Task goal:
Below is a listing; write it out exactly and drop any images from it.

Records from a data collection
--- begin ---
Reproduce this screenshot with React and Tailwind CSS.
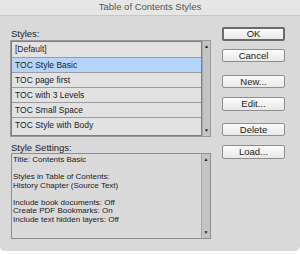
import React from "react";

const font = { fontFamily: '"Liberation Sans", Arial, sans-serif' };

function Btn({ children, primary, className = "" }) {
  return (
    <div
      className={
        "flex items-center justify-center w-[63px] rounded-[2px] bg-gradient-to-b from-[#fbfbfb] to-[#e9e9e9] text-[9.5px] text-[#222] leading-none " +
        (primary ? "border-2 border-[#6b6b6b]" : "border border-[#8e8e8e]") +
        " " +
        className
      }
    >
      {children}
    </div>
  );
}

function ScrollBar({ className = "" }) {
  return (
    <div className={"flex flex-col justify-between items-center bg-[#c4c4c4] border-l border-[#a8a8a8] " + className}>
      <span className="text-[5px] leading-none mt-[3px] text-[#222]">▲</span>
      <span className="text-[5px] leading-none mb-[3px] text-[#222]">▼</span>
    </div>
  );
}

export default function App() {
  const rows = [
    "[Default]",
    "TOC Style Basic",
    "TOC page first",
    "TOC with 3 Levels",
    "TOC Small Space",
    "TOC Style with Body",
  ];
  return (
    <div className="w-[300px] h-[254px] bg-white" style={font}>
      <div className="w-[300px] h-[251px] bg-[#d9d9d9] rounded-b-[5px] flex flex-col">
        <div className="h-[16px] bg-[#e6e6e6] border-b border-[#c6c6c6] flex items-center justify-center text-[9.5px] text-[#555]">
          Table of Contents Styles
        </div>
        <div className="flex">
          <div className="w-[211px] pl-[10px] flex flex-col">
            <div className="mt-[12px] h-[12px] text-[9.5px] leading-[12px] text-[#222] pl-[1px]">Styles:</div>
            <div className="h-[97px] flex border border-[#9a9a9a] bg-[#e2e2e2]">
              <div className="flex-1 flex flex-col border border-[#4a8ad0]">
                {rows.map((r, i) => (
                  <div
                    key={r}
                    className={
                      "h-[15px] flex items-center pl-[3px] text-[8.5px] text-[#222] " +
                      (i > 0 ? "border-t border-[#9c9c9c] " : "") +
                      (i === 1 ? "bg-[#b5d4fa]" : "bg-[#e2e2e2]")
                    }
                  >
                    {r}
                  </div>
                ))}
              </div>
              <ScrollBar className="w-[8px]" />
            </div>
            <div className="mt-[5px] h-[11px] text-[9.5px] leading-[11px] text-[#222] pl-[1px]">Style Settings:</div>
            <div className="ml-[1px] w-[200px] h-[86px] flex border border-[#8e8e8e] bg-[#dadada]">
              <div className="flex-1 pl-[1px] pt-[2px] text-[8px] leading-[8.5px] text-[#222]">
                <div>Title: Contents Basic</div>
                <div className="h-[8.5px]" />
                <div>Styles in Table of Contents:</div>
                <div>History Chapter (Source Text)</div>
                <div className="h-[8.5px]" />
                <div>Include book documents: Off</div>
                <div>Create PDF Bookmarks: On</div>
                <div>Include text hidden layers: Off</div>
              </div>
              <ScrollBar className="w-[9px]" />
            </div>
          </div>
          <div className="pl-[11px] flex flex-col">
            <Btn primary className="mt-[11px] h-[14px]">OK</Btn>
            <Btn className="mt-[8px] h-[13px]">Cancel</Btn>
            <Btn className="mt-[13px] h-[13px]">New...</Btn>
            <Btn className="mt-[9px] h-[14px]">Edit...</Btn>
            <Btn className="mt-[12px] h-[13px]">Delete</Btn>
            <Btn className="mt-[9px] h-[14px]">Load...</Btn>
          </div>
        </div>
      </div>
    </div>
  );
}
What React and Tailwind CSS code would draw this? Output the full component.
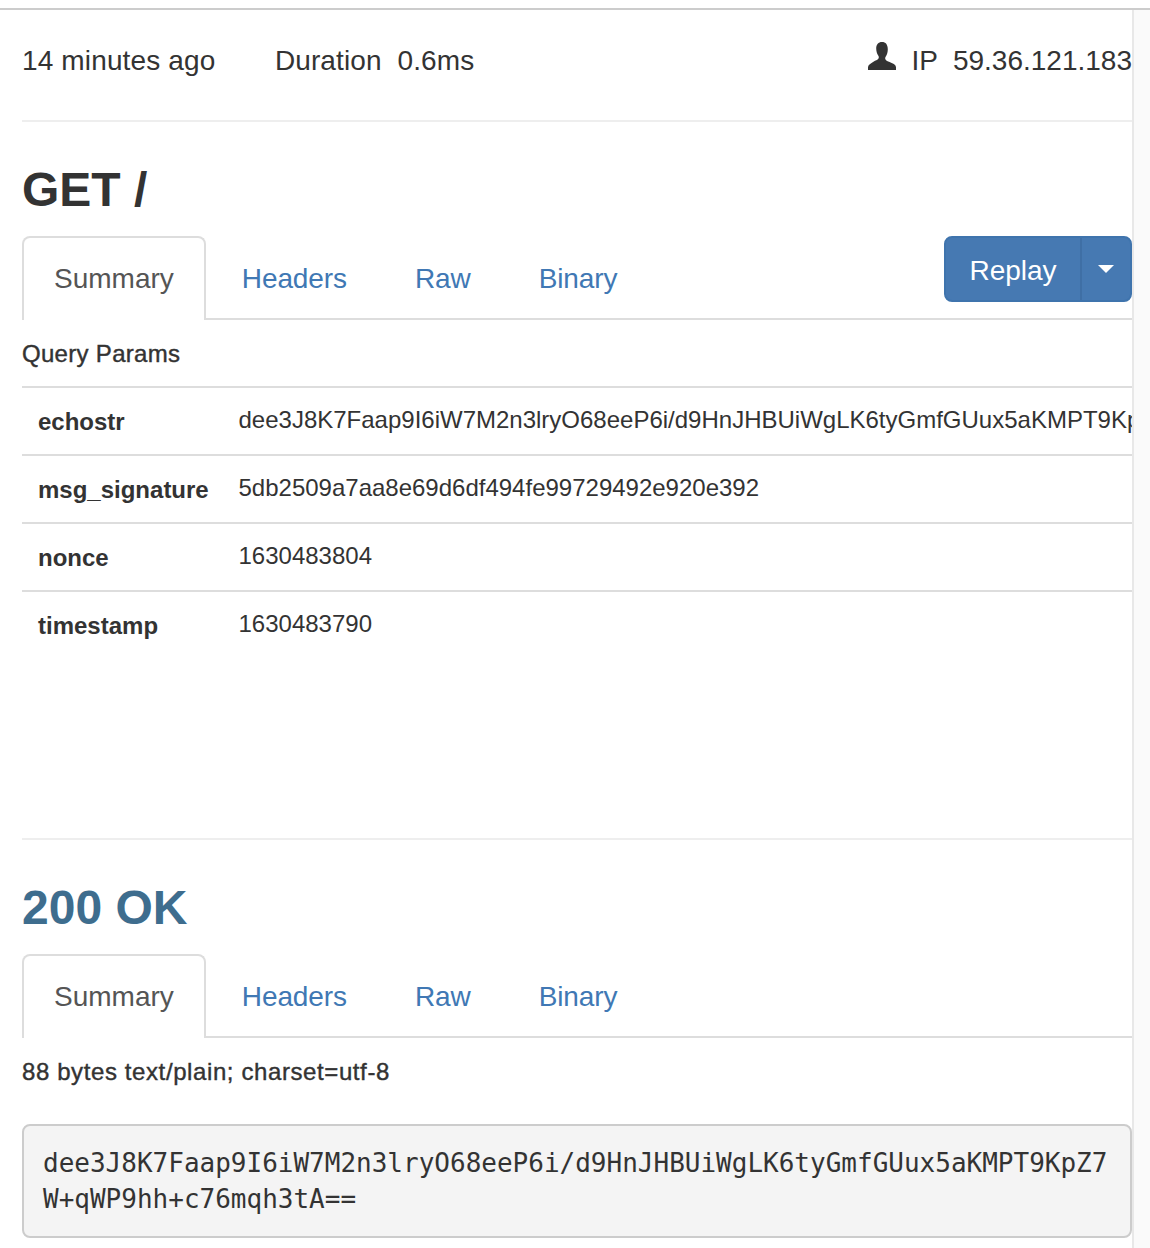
--- end ---
Response below:
Reproduce this screenshot with React and Tailwind CSS.
import React from "react";

const font = { fontFamily: '"Liberation Sans", Arial, sans-serif' };

function Btn({ children, primary, className = "" }) {
  return (
    <div
      className={
        "flex items-center justify-center w-[63px] rounded-[2px] bg-gradient-to-b from-[#fbfbfb] to-[#e9e9e9] text-[9.5px] text-[#222] leading-none " +
        (primary ? "border-2 border-[#6b6b6b]" : "border border-[#8e8e8e]") +
        " " +
        className
      }
    >
      {children}
    </div>
  );
}

function ScrollBar({ className = "" }) {
  return (
    <div className={"flex flex-col justify-between items-center bg-[#c4c4c4] border-l border-[#a8a8a8] " + className}>
      <span className="text-[5px] leading-none mt-[3px] text-[#222]">▲</span>
      <span className="text-[5px] leading-none mb-[3px] text-[#222]">▼</span>
    </div>
  );
}

export default function App() {
  const rows = [
    "[Default]",
    "TOC Style Basic",
    "TOC page first",
    "TOC with 3 Levels",
    "TOC Small Space",
    "TOC Style with Body",
  ];
  return (
    <div className="w-[300px] h-[254px] bg-white" style={font}>
      <div className="w-[300px] h-[251px] bg-[#d9d9d9] rounded-b-[5px] flex flex-col">
        <div className="h-[16px] bg-[#e6e6e6] border-b border-[#c6c6c6] flex items-center justify-center text-[9.5px] text-[#555]">
          Table of Contents Styles
        </div>
        <div className="flex">
          <div className="w-[211px] pl-[10px] flex flex-col">
            <div className="mt-[12px] h-[12px] text-[9.5px] leading-[12px] text-[#222] pl-[1px]">Styles:</div>
            <div className="h-[97px] flex border border-[#9a9a9a] bg-[#e2e2e2]">
              <div className="flex-1 flex flex-col border border-[#4a8ad0]">
                {rows.map((r, i) => (
                  <div
                    key={r}
                    className={
                      "h-[15px] flex items-center pl-[3px] text-[8.5px] text-[#222] " +
                      (i > 0 ? "border-t border-[#9c9c9c] " : "") +
                      (i === 1 ? "bg-[#b5d4fa]" : "bg-[#e2e2e2]")
                    }
                  >
                    {r}
                  </div>
                ))}
              </div>
              <ScrollBar className="w-[8px]" />
            </div>
            <div className="mt-[5px] h-[11px] text-[9.5px] leading-[11px] text-[#222] pl-[1px]">Style Settings:</div>
            <div className="ml-[1px] w-[200px] h-[86px] flex border border-[#8e8e8e] bg-[#dadada]">
              <div className="flex-1 pl-[1px] pt-[2px] text-[8px] leading-[8.5px] text-[#222]">
                <div>Title: Contents Basic</div>
                <div className="h-[8.5px]" />
                <div>Styles in Table of Contents:</div>
                <div>History Chapter (Source Text)</div>
                <div className="h-[8.5px]" />
                <div>Include book documents: Off</div>
                <div>Create PDF Bookmarks: On</div>
                <div>Include text hidden layers: Off</div>
              </div>
              <ScrollBar className="w-[9px]" />
            </div>
          </div>
          <div className="pl-[11px] flex flex-col">
            <Btn primary className="mt-[11px] h-[14px]">OK</Btn>
            <Btn className="mt-[8px] h-[13px]">Cancel</Btn>
            <Btn className="mt-[13px] h-[13px]">New...</Btn>
            <Btn className="mt-[9px] h-[14px]">Edit...</Btn>
            <Btn className="mt-[12px] h-[13px]">Delete</Btn>
            <Btn className="mt-[9px] h-[14px]">Load...</Btn>
          </div>
        </div>
      </div>
    </div>
  );
}
What React and Tailwind CSS code would draw this? Output the full component.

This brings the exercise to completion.